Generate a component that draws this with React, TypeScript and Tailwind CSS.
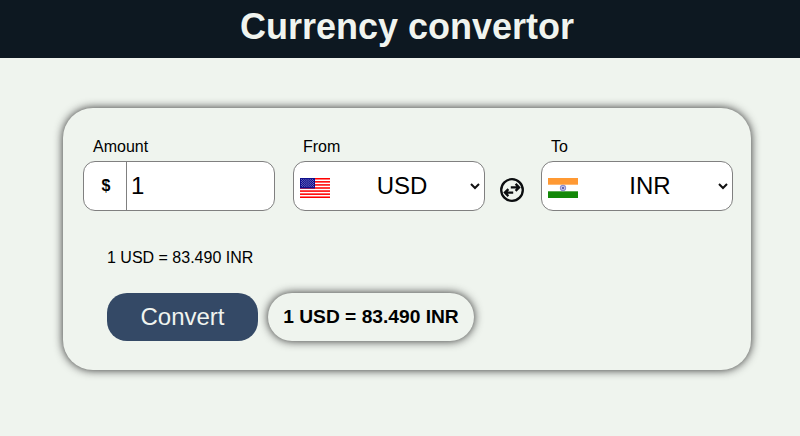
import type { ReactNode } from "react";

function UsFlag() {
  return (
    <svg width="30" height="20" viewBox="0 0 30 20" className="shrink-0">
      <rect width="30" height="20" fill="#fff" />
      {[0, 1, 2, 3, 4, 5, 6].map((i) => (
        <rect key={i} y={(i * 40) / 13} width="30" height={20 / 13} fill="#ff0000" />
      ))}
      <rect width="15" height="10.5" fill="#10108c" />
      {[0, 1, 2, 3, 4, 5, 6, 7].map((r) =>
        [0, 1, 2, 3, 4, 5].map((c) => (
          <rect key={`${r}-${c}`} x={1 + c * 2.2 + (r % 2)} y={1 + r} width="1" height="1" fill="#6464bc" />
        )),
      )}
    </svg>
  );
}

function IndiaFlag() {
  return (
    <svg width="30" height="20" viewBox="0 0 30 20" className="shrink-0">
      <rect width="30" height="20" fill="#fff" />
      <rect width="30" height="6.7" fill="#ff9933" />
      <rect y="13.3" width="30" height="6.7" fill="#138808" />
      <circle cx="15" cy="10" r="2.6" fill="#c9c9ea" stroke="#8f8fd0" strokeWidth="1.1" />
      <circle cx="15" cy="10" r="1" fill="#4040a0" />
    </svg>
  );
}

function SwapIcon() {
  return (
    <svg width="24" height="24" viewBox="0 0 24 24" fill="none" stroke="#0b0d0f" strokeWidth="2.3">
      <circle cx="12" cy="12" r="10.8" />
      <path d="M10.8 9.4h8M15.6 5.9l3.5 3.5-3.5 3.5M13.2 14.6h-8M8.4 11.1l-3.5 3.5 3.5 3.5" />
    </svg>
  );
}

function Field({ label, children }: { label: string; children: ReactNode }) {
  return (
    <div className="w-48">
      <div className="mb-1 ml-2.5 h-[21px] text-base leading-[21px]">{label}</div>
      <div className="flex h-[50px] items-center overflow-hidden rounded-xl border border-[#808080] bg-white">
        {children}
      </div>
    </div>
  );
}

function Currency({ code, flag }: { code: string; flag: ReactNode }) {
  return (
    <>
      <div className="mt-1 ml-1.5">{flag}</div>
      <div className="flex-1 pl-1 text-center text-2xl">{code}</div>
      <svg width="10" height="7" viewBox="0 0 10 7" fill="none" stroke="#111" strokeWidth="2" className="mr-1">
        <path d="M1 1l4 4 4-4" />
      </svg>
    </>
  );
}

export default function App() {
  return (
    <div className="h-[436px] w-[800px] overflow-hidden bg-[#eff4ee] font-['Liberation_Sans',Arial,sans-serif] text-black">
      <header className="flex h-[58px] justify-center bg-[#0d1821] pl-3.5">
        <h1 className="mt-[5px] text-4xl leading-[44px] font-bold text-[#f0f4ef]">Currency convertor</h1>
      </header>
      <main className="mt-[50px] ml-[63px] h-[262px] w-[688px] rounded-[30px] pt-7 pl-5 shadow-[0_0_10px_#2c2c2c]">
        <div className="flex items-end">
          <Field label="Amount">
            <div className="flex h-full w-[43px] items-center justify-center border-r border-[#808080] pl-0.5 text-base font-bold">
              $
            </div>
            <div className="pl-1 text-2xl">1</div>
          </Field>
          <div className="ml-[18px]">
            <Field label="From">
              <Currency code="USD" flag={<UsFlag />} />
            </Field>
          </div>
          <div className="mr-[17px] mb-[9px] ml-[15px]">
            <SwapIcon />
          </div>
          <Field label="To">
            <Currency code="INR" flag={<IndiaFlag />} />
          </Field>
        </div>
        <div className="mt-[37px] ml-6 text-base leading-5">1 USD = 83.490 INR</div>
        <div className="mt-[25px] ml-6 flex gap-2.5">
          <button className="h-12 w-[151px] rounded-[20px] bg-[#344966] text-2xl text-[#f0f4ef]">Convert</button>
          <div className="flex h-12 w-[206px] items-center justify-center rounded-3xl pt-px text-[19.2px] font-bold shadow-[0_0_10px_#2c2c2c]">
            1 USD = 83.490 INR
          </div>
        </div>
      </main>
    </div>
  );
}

§

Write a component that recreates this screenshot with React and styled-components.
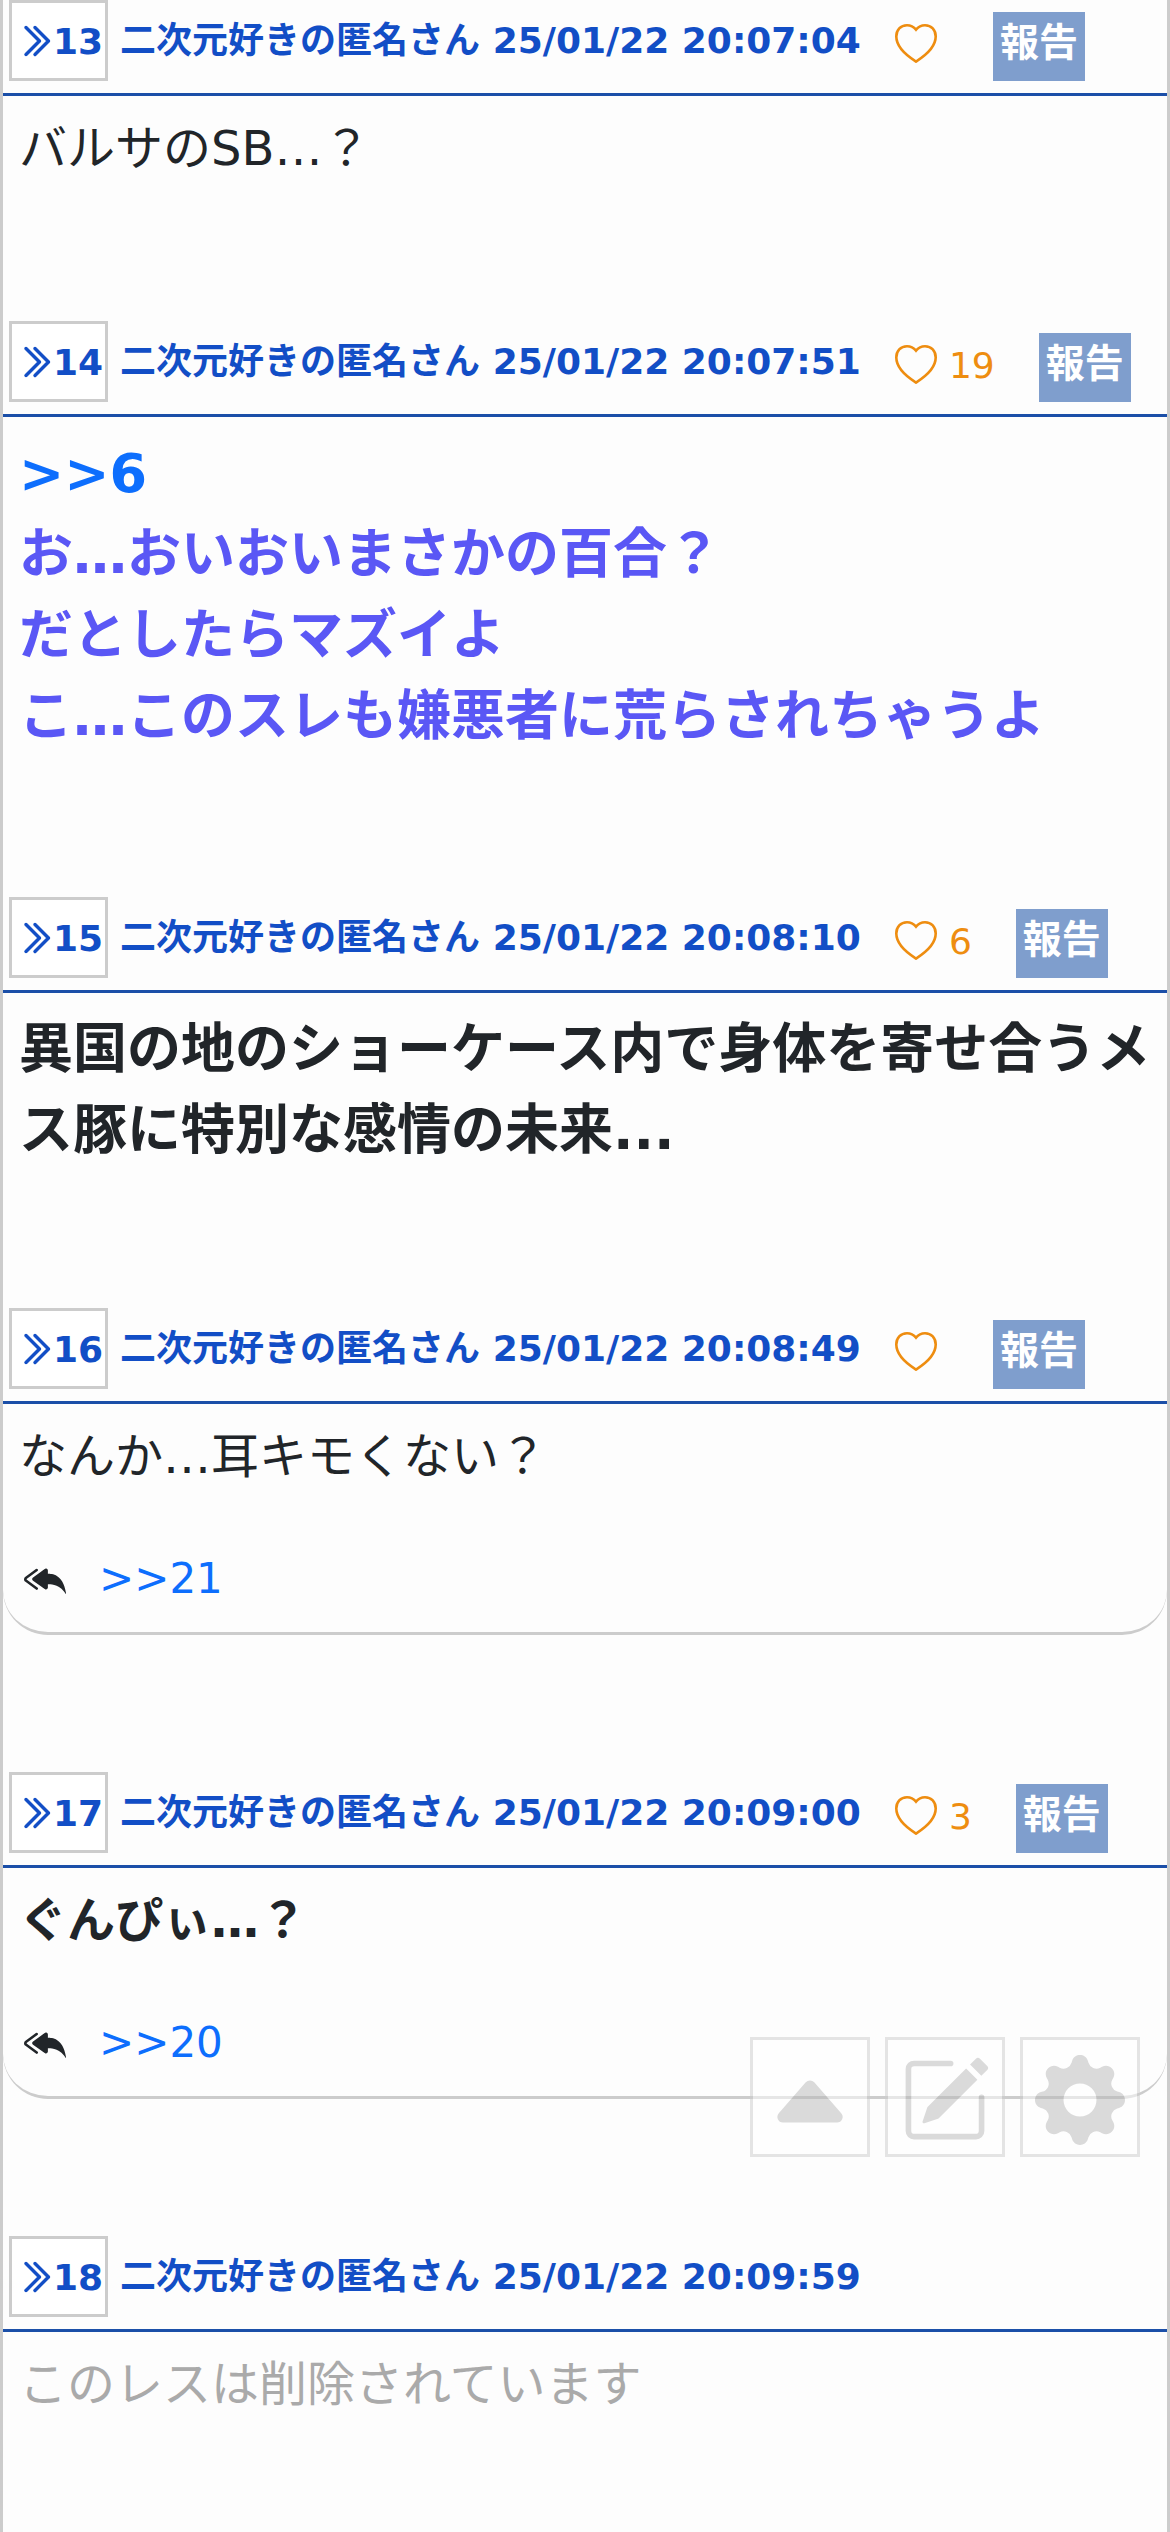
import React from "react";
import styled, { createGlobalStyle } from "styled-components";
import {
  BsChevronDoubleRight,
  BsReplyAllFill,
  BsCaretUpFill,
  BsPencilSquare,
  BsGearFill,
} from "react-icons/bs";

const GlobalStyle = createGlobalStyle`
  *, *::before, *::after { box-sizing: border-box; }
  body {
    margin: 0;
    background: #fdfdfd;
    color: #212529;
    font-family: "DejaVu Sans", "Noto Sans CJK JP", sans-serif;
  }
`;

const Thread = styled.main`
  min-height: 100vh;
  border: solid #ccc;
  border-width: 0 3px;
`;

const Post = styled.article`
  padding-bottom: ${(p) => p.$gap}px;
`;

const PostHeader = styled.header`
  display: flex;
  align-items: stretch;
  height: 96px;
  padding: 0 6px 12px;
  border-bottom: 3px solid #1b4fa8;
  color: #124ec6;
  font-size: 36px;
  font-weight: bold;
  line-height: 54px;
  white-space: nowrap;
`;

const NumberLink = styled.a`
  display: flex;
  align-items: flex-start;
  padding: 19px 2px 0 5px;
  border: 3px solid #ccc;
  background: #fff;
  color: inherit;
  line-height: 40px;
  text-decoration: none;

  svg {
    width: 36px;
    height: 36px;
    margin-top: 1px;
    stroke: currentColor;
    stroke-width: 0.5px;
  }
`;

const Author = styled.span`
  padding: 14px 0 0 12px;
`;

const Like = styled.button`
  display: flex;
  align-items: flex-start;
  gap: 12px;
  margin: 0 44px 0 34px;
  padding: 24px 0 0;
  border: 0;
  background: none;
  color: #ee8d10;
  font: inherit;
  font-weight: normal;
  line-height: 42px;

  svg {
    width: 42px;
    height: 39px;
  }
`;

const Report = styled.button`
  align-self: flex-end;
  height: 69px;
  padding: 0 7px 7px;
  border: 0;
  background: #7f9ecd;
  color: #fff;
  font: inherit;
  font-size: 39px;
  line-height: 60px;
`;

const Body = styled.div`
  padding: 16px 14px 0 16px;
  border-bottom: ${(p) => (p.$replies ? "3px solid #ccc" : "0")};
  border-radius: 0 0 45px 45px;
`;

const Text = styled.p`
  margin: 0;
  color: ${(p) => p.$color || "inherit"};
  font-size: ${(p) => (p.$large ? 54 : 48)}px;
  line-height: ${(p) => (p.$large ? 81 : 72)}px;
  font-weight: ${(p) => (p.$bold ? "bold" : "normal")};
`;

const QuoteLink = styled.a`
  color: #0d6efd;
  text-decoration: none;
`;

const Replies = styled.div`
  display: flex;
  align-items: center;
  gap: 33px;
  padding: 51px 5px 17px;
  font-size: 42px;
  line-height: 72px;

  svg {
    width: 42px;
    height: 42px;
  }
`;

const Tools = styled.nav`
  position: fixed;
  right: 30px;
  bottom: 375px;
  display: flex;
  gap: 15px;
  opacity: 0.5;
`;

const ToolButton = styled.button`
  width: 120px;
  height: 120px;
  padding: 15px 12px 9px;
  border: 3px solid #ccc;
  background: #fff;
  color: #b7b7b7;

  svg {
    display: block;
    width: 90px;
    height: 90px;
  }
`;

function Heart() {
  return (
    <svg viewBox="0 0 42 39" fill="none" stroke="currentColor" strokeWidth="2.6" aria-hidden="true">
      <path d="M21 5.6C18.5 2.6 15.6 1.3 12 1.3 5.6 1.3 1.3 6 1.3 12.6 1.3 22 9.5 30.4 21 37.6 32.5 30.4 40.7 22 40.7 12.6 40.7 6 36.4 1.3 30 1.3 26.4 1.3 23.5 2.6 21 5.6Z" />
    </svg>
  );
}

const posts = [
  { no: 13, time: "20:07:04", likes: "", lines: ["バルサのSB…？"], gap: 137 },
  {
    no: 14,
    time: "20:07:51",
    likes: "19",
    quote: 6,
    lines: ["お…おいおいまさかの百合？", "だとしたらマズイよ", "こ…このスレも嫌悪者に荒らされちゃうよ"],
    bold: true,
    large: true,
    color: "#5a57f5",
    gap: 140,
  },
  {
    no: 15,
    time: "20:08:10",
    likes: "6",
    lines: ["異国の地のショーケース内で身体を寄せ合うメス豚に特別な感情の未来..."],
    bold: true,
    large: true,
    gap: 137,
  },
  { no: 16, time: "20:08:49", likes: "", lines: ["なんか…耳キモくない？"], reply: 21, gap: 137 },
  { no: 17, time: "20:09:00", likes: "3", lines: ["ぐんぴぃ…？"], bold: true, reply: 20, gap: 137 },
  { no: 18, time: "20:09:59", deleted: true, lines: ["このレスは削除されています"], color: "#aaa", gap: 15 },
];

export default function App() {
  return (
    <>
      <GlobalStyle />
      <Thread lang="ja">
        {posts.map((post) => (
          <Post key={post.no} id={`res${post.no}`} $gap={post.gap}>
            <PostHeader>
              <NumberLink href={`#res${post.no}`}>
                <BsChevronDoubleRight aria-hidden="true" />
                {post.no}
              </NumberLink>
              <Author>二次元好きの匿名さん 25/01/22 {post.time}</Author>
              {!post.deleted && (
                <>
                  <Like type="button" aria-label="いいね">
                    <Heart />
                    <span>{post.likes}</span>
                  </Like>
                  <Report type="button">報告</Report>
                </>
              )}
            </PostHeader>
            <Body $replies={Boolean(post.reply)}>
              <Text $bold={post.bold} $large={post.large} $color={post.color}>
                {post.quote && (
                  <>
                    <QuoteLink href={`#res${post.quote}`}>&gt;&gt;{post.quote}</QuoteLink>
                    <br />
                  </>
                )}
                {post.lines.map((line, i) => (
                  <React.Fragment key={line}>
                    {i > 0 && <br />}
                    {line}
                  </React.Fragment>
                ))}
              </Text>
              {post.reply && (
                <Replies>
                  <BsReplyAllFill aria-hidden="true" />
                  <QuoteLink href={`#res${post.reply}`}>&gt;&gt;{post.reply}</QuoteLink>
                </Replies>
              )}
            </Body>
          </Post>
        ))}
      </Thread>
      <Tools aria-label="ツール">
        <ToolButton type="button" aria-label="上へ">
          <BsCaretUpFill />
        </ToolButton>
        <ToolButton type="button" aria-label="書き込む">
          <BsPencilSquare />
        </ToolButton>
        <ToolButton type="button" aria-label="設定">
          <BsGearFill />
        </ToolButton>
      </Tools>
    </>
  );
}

§

DIRECTIONS FOR THIS TASK: Scan the material above. Copy each line where "components" occurs.

WRITTEN ANSWER:
Write a component that recreates this screenshot with React and styled-components.
import styled, { createGlobalStyle } from "styled-components";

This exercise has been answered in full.